__Exercise task__.
Lines containing the word "React" should be extracted in full.

Stored data:
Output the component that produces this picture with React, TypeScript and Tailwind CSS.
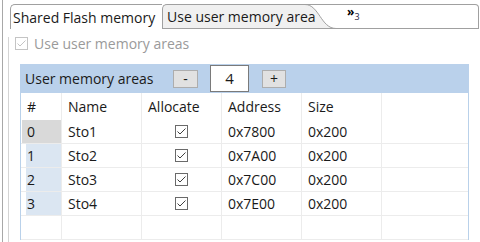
import React from "react";

const rows = [
  { id: 0, name: "Sto1", addr: "0x7800", size: "0x200" },
  { id: 1, name: "Sto2", addr: "0x7A00", size: "0x200" },
  { id: 2, name: "Sto3", addr: "0x7C00", size: "0x200" },
  { id: 3, name: "Sto4", addr: "0x7E00", size: "0x200" },
];

function Check({ disabled }: { disabled?: boolean }) {
  const c = disabled ? "#c4c4c4" : "#404040";
  return (
    <div
      className={
        "w-[13px] h-[13px] border bg-white flex items-center justify-center " +
        (disabled ? "border-[#c4c4c4]" : "border-[#6a6a6a]")
      }
    >
      <svg width="11" height="11" viewBox="0 0 11 11">
        <path d="M1.5 5.5 L4 8 L9.5 2.5" fill="none" stroke={c} strokeWidth="1" />
      </svg>
    </div>
  );
}

export default function App() {
  return (
    <div className="w-[480px] h-[242px] bg-white overflow-hidden text-[14px] text-[#1a1a1a] font-['Open_Sans',sans-serif]">
      <div className="ml-[2px] h-full border-l border-[#a8a8a8] pt-[4px]">
        {/* Tab strip */}
        <div className="flex h-[25px]">
          <div className="ml-[7px] w-[152px] border-l border-t border-[#a0a0a0] rounded-tl-[5px] bg-white pl-[2px] flex items-center">
            Shared Flash memory
          </div>
          <div className="w-[143px] border-l border-t border-b border-[#a0a0a0] rounded-tl-[5px] bg-[#f0f0f0] pl-[4px] flex items-center whitespace-nowrap">
            <span className="relative z-10">Use user memory area</span>
          </div>
          <svg width="36" height="25" viewBox="0 0 36 25" className="shrink-0">
            <path d="M0 0.5 C 14 0.5, 16 24.5, 31 24.5 L0 24.5 Z" fill="#f0f0f0" />
            <path d="M0 0.5 C 14 0.5, 16 24.5, 31 24.5" fill="none" stroke="#a0a0a0" />
            <path d="M0 0.5 H36" stroke="#a0a0a0" />
            <path d="M0 24.5 H36" stroke="#a0a0a0" />
          </svg>
          <div className="flex-1 mr-[1px] border-t border-b border-r border-[#a0a0a0] rounded-tr-[4px] flex items-start pl-[6px] pt-[1px] text-black">
            <span className="text-[12px] font-bold leading-none">»</span>
            <span className="text-[9px] leading-none mt-[6px] text-[#1a1a40]">3</span>
          </div>
        </div>

        {/* Content */}
        <div className="ml-[5px] h-full border-l border-[#d4d4d4]">
          <div className="ml-[6px] mt-[8px] h-[13px] flex items-center gap-[6px]">
            <Check disabled />
            <span className="text-[#9a9a9a]">Use user memory areas</span>
          </div>

          <div className="ml-[11px] mt-[14px] w-[449px]">
            <div className="h-[29px] bg-[#bad1eb] flex items-center pl-[5px]">
              <span className="w-[148px]">User memory areas</span>
              <div className="w-[25px] h-[18px] bg-[#e1e1e1] border border-[#adadad] flex items-center justify-center text-[14px]">
                -
              </div>
              <div className="ml-[12px] w-[39px] h-[27px] bg-white border border-[#7a7a7a] flex items-center justify-center text-[15px]">
                4
              </div>
              <div className="ml-[13px] w-[24px] h-[18px] bg-[#e1e1e1] border border-[#adadad] flex items-center justify-center text-[14px]">
                +
              </div>
            </div>

            <div className="border-x border-[#b9d1ea] grid grid-cols-[41px_80px_80px_80px_80px_1fr]">
              {["#", "Name", "Allocate", "Address", "Size", ""].map((h, i) => (
                <div
                  key={i}
                  className={
                    "h-[27px] flex items-center pl-[6px] " +
                    (i < 5 ? "border-r border-[#ececec]" : "")
                  }
                >
                  {h}
                </div>
              ))}
              {rows.map((r) => (
                <React.Fragment key={r.id}>
                  <div className="h-[24px] border-r border-b border-[#ececec] flex">
                    <div
                      className={
                        "flex-1 flex items-center " +
                        (r.id === 0
                          ? "ml-[1px] bg-[#d9d9d9] pl-[5px]"
                          : "ml-[5px] bg-[#dbe6f2] pl-[1px]")
                      }
                    >
                      {r.id}
                    </div>
                  </div>
                  <div className="h-[24px] border-r border-b border-[#ececec] flex items-center pl-[6px]">
                    {r.name}
                  </div>
                  <div className="h-[24px] border-r border-b border-[#ececec] flex items-center justify-center">
                    <Check />
                  </div>
                  <div className="h-[24px] border-r border-b border-[#ececec] flex items-center pl-[6px]">
                    {r.addr}
                  </div>
                  <div className="h-[24px] border-r border-b border-[#ececec] flex items-center pl-[6px]">
                    {r.size}
                  </div>
                  <div className="h-[24px] border-b border-[#ececec]" />
                </React.Fragment>
              ))}
              {[0, 1, 2, 3, 4, 5].map((i) => (
                <div
                  key={"e" + i}
                  className={
                    "h-[24px] border-b border-[#ececec] " + (i < 5 ? "border-r" : "")
                  }
                />
              ))}
            </div>
          </div>
        </div>
      </div>
    </div>
  );
}
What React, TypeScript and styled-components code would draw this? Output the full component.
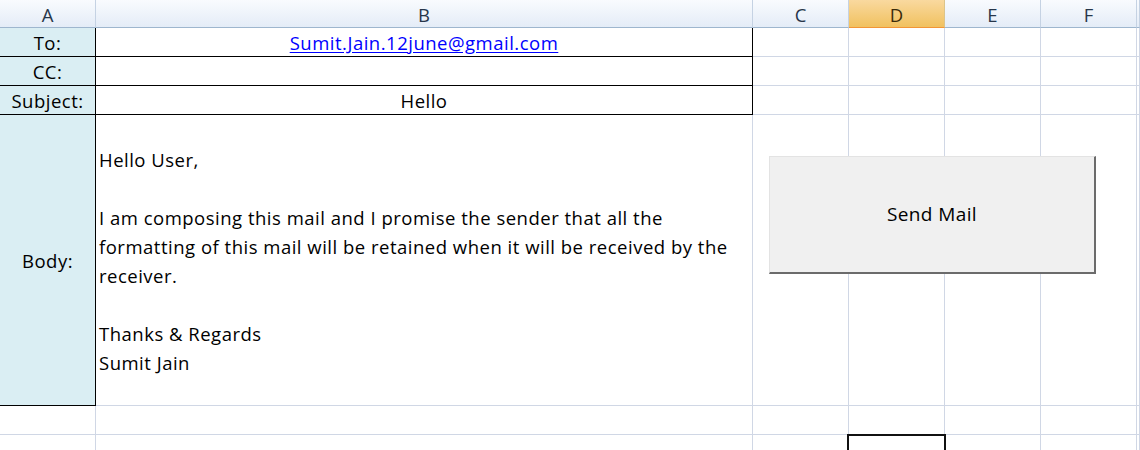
import React from "react";
import styled, { createGlobalStyle, css } from "styled-components";

const GlobalStyle = createGlobalStyle`
  html, body {
    margin: 0;
    padding: 0;
    background: #ffffff;
    overflow: hidden;
  }
  body {
    font-family: "Open Sans", "Noto Sans", sans-serif;
  }
`;

const GRID = "#d0d7e5";
const EDGE = "#000000";

const Sheet = styled.div`
  position: relative;
  display: grid;
  grid-template-columns: 96px 657px 96px 96px 96px 96px 1fr;
  grid-template-rows: 28px 29px 29px 29px 291px 29px 29px;
  width: 1140px;
  height: 450px;
  overflow: hidden;
  background: #ffffff;
`;

const ColumnHeader = styled.div<{ $active?: boolean }>`
  box-sizing: border-box;
  display: flex;
  align-items: center;
  justify-content: center;
  padding-top: 1px;
  font-size: 18.5px;
  color: #27364a;
  border-right: 1px solid #c5d2e3;
  border-bottom: 1px solid #9eb6ce;
  background: linear-gradient(#f9fbfe, #e4ecf7);
  ${({ $active }) =>
    $active &&
    css`
      color: #3a2a0a;
      background: linear-gradient(#f9d99f, #f1c15f);
      border-bottom-color: #f29536;
      border-right-color: #dcc48a;
    `}
`;

type CellProps = {
  $label?: boolean;
  $edgeRight?: boolean;
  $edgeBottom?: boolean;
  $align?: "center" | "left";
  $valign?: "center" | "top";
};

const Cell = styled.div<CellProps>`
  box-sizing: border-box;
  display: flex;
  justify-content: ${({ $align }) => ($align === "left" ? "flex-start" : "center")};
  align-items: ${({ $valign }) => ($valign === "top" ? "flex-start" : "center")};
  font-size: 18.5px;
  letter-spacing: 0.5px;
  color: #000000;
  background: ${({ $label }) => ($label ? "#daeef3" : "#ffffff")};
  border-right: 1px solid ${({ $edgeRight }) => ($edgeRight ? EDGE : GRID)};
  border-bottom: 1px solid ${({ $edgeBottom }) => ($edgeBottom ? EDGE : GRID)};
  white-space: nowrap;
`;

const ActiveCell = styled(Cell)`
  position: relative;
  &::after {
    content: "";
    position: absolute;
    left: -2px;
    top: -1px;
    right: -2px;
    bottom: -4px;
    border: 2px solid #111111;
  }
`;

const MailLink = styled.a`
  color: #0000ff;
  text-decoration: underline;
  text-underline-offset: 2px;
`;

const BodyText = styled.div`
  padding: 30px 0 0 3px;
  line-height: 29px;
  white-space: pre;
`;

const SendButton = styled.button`
  position: absolute;
  left: 769px;
  top: 156px;
  width: 327px;
  height: 118px;
  box-sizing: border-box;
  background: #f0f0f0;
  border: none;
  border-top: 1px solid #e3e3e3;
  border-left: 1px solid #e3e3e3;
  border-right: 2px solid #6b6b6b;
  border-bottom: 2px solid #6b6b6b;
  font-family: "Open Sans", "Noto Sans", sans-serif;
  font-size: 19px;
  letter-spacing: 0.4px;
  color: #000000;
  padding: 0 0 2px 0;
  cursor: pointer;
`;

const columns = ["A", "B", "C", "D", "E", "F", ""];
const spareColumns = 5;

const body = `Hello User,

I am composing this mail and I promise the sender that all the
formatting of this mail will be retained when it will be received by the
receiver.

Thanks & Regards
Sumit Jain`;

const fields = [
  {
    label: "To:",
    value: <MailLink href="#">Sumit.Jain.12june@gmail.com</MailLink>,
  },
  { label: "CC:", value: null },
  { label: "Subject:", value: "Hello" },
];

const Spare = ({ row }: { row: string }) => (
  <>
    {Array.from({ length: spareColumns }, (_, i) => (
      <Cell key={`${row}-${i}`} />
    ))}
  </>
);

const App = () => {
  return (
    <>
      <GlobalStyle />
      <Sheet>
        {columns.map((col, i) => (
          <ColumnHeader key={i} $active={col === "D"}>
            {col}
          </ColumnHeader>
        ))}

        {fields.map((field) => (
          <React.Fragment key={field.label}>
            <Cell $label $edgeRight $edgeBottom>
              {field.label}
            </Cell>
            <Cell $edgeRight $edgeBottom>
              {field.value}
            </Cell>
            <Spare row={field.label} />
          </React.Fragment>
        ))}

        <Cell $label $edgeRight $edgeBottom>
          Body:
        </Cell>
        <Cell $align="left" $valign="top">
          <BodyText>{body}</BodyText>
        </Cell>
        <Spare row="body" />

        {Array.from({ length: 7 }, (_, i) => (
          <Cell key={`r5-${i}`} />
        ))}

        <Cell />
        <Cell />
        <Cell />
        <ActiveCell />
        <Cell />
        <Cell />
        <Cell />

        <SendButton>Send Mail</SendButton>
      </Sheet>
    </>
  );
};

export default App;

__Written answer__.
Output the component that produces this picture with React, TypeScript and Tailwind CSS.
import React from "react";
                <React.Fragment key={r.id}>
                </React.Fragment>
What React, TypeScript and styled-components code would draw this? Output the full component.
import React from "react";
          <React.Fragment key={field.label}>
          </React.Fragment>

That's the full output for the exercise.